• Job:
Scan the records for the string "React"; copy each line where it occurs.

• Stored records:
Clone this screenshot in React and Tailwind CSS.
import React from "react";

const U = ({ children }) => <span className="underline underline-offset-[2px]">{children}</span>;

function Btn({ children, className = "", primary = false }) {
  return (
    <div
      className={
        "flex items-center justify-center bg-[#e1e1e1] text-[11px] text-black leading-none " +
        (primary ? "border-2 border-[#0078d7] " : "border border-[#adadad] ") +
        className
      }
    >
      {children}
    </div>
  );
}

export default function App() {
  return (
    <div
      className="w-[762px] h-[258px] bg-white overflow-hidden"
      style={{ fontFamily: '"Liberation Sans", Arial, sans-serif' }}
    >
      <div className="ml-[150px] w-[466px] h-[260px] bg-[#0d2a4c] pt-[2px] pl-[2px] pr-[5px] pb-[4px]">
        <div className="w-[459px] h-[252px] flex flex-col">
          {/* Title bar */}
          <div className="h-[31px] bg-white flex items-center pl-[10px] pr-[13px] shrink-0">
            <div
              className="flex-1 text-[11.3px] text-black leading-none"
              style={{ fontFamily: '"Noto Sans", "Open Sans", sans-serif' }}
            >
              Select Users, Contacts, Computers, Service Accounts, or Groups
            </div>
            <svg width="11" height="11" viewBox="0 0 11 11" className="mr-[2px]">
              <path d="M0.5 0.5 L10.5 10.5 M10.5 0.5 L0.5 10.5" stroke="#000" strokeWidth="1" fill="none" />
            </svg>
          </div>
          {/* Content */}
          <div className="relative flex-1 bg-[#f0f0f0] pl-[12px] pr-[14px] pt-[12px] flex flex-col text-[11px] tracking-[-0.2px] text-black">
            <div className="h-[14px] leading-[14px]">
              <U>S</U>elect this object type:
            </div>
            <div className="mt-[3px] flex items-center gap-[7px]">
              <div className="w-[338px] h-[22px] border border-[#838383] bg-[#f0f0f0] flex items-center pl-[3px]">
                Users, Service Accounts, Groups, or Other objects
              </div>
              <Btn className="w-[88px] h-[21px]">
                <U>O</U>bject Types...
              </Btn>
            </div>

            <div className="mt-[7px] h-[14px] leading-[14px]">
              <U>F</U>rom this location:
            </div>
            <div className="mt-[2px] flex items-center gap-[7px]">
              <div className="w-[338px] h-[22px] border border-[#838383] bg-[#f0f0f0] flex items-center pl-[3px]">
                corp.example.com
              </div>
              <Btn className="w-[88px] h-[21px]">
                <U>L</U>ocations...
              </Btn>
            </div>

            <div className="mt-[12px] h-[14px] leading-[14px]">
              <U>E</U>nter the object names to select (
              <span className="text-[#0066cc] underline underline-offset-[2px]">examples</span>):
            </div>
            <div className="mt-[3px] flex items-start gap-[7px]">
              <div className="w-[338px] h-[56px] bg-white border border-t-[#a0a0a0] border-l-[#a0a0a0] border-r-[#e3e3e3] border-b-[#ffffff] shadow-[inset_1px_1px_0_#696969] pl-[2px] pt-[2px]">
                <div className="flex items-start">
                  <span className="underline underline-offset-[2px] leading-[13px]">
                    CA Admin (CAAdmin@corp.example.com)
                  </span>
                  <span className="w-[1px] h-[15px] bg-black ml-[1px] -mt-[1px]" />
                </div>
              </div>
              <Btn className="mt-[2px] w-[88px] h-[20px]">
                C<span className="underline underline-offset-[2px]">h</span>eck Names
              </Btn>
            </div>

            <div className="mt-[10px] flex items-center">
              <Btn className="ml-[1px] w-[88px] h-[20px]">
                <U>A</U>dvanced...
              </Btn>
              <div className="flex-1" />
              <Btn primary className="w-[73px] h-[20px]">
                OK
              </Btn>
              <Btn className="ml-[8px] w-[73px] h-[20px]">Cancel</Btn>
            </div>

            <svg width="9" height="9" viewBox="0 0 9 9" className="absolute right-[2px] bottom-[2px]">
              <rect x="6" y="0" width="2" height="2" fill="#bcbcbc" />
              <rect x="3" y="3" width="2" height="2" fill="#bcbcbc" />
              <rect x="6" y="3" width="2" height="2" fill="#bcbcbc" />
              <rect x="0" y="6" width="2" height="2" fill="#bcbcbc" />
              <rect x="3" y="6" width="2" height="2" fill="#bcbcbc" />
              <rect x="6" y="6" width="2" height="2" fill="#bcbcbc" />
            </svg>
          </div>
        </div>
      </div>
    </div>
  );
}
==
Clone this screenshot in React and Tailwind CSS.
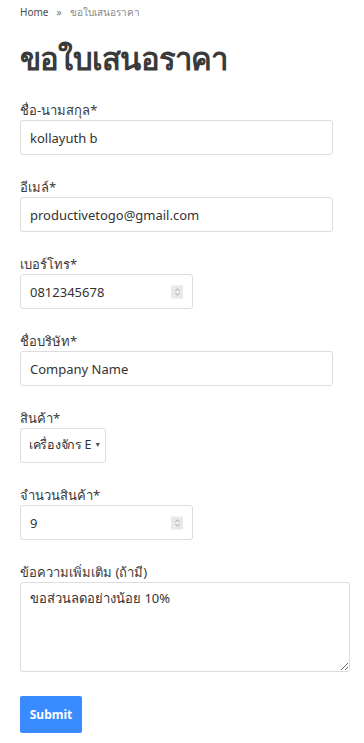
==
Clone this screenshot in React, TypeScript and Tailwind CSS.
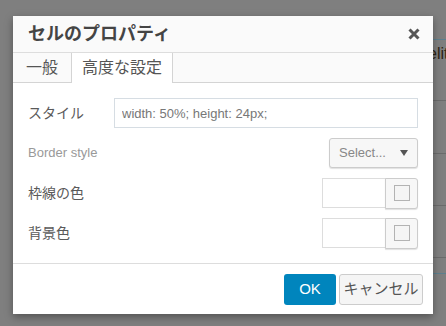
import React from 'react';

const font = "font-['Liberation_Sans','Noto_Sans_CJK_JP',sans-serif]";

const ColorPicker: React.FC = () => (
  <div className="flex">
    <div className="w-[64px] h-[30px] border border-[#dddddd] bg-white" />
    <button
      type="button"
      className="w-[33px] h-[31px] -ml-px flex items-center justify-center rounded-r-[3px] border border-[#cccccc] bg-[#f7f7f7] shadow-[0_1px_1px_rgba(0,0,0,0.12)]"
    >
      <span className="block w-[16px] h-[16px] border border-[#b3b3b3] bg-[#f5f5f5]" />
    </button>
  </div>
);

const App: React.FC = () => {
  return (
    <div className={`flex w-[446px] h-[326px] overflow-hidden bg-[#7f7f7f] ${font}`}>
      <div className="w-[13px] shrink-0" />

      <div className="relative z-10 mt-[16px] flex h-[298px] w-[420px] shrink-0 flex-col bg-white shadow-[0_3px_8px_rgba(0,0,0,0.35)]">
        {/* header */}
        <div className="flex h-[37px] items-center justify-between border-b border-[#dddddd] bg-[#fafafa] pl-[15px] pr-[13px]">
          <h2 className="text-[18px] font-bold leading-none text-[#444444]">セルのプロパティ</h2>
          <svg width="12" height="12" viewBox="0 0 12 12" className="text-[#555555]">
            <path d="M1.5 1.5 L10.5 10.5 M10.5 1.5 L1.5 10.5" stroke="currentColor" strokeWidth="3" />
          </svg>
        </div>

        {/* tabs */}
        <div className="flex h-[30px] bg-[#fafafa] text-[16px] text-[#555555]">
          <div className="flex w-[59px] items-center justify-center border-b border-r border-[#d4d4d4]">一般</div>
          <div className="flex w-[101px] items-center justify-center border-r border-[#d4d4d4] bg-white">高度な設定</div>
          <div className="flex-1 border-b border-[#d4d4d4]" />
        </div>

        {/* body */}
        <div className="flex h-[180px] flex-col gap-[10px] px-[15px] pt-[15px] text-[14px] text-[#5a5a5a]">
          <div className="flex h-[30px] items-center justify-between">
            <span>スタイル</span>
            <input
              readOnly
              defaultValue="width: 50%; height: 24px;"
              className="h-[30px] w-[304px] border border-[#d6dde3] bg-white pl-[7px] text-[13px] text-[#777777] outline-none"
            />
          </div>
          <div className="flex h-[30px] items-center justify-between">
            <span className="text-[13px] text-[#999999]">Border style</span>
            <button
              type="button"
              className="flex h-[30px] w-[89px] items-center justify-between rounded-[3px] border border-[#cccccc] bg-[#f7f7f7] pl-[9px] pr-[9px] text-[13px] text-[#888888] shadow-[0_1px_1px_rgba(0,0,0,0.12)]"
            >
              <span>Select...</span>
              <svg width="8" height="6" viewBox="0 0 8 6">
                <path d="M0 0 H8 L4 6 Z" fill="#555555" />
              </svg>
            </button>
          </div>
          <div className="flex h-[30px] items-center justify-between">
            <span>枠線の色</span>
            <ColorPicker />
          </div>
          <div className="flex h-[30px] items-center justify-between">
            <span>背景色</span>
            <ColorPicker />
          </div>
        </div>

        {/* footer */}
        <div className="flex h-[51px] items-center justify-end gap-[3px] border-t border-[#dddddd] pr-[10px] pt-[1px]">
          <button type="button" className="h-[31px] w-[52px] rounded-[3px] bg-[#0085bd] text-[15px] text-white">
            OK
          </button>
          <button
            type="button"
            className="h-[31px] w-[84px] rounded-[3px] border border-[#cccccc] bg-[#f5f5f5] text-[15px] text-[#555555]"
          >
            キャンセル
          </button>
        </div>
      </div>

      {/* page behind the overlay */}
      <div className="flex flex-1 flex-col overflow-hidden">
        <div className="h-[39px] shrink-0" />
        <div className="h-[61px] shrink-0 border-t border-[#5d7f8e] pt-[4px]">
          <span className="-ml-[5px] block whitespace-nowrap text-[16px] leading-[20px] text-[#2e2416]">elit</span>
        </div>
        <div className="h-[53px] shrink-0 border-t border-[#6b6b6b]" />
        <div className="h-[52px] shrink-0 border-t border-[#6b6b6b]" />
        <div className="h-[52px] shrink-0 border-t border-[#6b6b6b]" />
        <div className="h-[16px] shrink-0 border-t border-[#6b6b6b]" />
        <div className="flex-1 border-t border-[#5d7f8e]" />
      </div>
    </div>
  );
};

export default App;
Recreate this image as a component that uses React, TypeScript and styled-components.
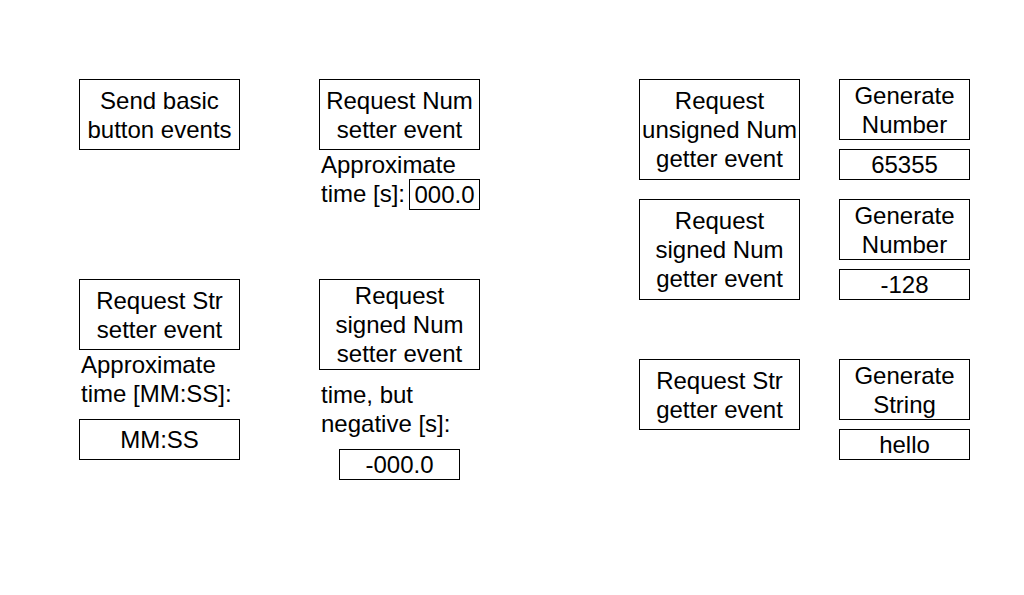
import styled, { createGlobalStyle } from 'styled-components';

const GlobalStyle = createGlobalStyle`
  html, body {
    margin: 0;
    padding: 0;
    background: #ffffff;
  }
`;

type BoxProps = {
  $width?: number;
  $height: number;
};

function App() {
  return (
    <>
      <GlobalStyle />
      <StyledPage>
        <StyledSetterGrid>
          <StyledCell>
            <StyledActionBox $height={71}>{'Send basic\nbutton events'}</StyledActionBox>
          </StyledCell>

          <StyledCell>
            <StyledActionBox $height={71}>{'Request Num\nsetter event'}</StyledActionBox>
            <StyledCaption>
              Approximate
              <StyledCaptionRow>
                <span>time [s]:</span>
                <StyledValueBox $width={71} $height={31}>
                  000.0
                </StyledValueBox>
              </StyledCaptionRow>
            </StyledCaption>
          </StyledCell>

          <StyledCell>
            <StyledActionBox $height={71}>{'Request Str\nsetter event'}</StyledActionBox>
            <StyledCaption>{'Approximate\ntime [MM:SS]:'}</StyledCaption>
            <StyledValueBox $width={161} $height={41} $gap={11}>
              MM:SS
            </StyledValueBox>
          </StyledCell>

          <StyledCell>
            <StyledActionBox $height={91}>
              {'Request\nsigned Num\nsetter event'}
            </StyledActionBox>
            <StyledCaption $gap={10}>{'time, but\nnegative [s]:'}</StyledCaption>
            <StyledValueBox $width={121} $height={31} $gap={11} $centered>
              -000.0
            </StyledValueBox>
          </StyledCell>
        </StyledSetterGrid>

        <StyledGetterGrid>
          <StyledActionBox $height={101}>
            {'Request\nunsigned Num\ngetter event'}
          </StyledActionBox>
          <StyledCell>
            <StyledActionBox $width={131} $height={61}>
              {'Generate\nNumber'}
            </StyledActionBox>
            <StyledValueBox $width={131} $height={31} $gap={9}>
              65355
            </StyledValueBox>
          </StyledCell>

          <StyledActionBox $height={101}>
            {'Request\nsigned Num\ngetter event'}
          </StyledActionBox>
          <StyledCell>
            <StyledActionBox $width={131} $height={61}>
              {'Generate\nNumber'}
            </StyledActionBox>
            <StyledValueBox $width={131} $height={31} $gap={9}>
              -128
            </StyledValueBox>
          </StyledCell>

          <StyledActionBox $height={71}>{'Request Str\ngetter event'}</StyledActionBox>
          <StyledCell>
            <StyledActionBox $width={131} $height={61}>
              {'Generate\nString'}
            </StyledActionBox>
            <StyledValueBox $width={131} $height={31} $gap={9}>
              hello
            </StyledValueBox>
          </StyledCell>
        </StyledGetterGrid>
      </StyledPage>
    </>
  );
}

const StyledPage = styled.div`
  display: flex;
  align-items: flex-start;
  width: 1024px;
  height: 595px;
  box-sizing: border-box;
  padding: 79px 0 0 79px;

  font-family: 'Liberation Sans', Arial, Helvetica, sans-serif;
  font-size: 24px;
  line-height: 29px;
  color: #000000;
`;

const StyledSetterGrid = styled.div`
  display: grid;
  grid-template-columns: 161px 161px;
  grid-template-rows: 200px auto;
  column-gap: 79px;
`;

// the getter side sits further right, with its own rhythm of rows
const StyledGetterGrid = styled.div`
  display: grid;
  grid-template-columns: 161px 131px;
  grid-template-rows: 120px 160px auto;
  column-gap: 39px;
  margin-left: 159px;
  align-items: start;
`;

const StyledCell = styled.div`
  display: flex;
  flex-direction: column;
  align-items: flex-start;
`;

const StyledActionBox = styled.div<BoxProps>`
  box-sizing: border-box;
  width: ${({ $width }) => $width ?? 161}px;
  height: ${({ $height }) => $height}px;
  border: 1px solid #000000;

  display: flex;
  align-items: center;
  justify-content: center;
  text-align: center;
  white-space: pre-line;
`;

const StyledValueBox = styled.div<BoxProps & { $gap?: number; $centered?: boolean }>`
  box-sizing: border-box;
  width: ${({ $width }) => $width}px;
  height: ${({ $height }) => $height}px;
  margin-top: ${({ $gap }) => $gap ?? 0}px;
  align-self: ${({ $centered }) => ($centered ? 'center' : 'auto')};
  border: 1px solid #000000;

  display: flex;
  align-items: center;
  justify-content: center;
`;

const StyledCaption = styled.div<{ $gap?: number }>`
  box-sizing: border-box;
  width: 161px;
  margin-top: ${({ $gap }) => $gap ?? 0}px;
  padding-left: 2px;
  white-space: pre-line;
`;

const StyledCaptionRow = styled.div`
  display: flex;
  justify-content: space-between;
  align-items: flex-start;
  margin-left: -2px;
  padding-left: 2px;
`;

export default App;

• Output for this task:
Clone this screenshot in React and Tailwind CSS.
import React from "react";
Clone this screenshot in React and Tailwind CSS.
Clone this screenshot in React, TypeScript and Tailwind CSS.
import React from 'react';
const ColorPicker: React.FC = () => (
const App: React.FC = () => {
Recreate this image as a component that uses React, TypeScript and styled-components.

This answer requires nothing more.